▽
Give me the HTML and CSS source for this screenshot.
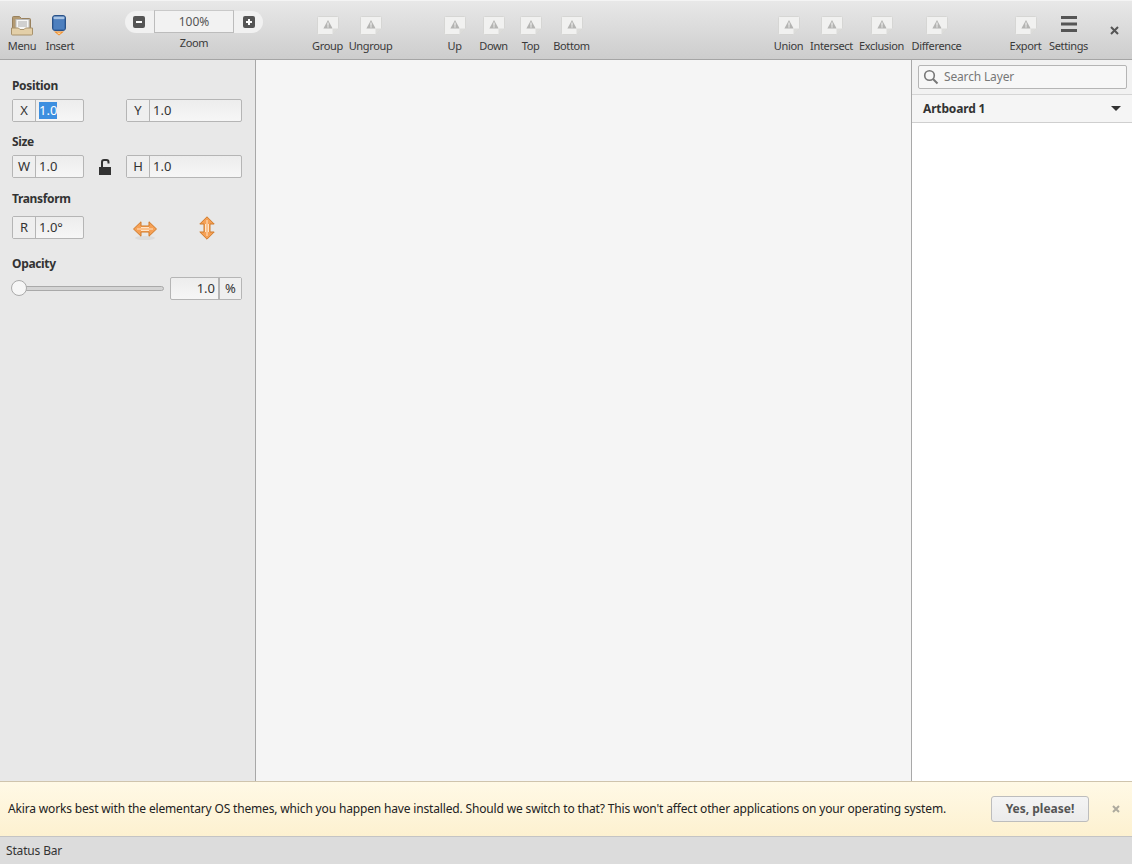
△
▽
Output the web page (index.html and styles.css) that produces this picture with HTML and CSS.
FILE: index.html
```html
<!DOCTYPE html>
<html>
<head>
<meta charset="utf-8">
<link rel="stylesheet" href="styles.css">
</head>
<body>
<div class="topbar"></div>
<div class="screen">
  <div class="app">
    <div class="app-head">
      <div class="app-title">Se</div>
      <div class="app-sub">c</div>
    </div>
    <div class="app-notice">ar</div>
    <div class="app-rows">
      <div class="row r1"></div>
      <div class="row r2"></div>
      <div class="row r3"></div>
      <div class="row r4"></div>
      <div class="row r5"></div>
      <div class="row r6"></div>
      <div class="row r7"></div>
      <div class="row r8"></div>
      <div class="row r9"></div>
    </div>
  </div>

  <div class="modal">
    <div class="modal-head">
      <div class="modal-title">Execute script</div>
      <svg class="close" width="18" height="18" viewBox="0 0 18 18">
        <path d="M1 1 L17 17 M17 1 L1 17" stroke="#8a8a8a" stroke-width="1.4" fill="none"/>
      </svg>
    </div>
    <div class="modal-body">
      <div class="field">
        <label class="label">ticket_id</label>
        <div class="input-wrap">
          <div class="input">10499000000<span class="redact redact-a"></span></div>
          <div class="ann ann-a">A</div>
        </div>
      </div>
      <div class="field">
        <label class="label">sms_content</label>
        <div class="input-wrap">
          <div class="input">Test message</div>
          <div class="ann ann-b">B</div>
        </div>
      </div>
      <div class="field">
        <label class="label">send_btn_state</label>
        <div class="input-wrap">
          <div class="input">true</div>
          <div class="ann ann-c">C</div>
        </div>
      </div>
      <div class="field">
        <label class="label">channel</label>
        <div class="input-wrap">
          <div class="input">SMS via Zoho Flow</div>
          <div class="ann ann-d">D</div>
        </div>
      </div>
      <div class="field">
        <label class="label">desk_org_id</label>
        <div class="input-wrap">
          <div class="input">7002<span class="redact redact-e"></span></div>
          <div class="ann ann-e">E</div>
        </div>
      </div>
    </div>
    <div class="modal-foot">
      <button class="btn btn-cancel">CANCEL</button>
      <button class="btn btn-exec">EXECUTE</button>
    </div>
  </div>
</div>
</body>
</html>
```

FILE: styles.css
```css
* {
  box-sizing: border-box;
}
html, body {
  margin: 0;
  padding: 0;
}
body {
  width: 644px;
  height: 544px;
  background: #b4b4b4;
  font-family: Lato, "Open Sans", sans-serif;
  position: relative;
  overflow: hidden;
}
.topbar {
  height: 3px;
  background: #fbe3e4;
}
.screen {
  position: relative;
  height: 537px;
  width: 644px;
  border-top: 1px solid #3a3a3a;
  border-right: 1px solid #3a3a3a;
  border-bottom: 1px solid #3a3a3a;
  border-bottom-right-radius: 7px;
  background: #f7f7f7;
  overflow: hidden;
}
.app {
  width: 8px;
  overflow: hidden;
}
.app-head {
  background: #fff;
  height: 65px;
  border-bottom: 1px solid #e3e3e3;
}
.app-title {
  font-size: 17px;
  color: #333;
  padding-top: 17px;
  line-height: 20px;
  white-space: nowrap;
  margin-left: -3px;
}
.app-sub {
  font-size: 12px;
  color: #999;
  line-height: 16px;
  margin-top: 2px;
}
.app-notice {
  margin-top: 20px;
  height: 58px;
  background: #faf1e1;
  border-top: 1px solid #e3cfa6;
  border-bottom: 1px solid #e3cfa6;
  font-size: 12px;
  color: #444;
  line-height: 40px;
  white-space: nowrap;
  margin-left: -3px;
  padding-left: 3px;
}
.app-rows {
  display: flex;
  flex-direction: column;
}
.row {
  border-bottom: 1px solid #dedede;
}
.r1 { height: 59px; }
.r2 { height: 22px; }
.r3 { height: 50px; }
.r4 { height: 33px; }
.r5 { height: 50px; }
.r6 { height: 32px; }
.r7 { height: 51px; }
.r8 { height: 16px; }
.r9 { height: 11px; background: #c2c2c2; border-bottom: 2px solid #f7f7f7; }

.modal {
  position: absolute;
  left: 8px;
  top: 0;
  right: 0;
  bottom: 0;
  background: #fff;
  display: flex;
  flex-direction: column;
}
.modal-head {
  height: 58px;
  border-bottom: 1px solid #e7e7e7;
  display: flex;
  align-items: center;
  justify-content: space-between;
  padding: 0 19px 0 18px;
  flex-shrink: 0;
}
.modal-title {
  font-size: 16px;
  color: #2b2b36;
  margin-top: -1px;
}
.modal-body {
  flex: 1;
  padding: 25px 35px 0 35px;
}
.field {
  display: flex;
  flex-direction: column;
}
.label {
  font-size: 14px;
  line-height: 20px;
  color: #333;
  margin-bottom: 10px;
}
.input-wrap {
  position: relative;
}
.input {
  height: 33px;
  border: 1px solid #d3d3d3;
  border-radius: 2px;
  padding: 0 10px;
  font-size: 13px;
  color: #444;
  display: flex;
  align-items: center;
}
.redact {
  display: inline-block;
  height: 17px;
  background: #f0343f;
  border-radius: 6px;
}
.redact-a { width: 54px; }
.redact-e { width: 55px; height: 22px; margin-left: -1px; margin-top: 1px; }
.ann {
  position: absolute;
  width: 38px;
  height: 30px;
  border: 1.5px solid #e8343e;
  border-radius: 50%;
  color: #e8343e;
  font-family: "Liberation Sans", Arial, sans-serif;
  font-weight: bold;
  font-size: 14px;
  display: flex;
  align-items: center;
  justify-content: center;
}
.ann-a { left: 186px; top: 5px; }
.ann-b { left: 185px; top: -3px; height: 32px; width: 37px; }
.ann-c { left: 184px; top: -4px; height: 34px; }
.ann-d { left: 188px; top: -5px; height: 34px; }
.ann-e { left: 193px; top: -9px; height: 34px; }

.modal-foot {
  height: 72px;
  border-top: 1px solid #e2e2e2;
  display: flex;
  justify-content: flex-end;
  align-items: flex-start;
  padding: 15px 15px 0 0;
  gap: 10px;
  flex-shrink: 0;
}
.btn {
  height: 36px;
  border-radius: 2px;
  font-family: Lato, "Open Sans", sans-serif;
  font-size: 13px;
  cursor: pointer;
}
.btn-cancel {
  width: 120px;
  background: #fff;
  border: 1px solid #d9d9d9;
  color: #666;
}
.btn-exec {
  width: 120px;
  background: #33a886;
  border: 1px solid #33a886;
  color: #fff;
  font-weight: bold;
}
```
△
▽
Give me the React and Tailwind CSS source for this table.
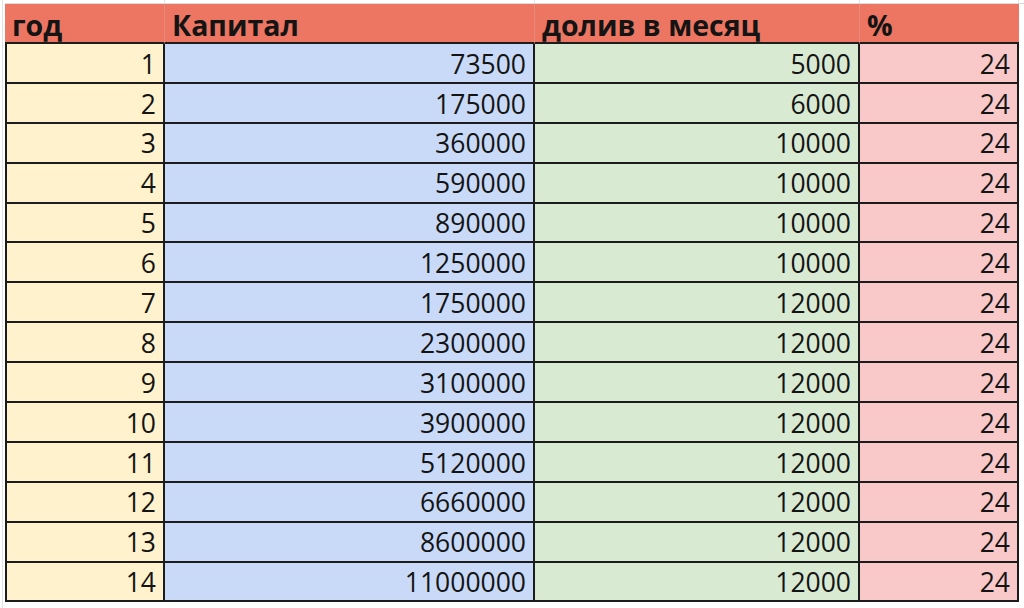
△
- [WHAT THIS TASK INVOLVES]:
Count each line of the entries that holds the word "styles", then state the total and nothing more.

- [TASK RESPONSE]:
3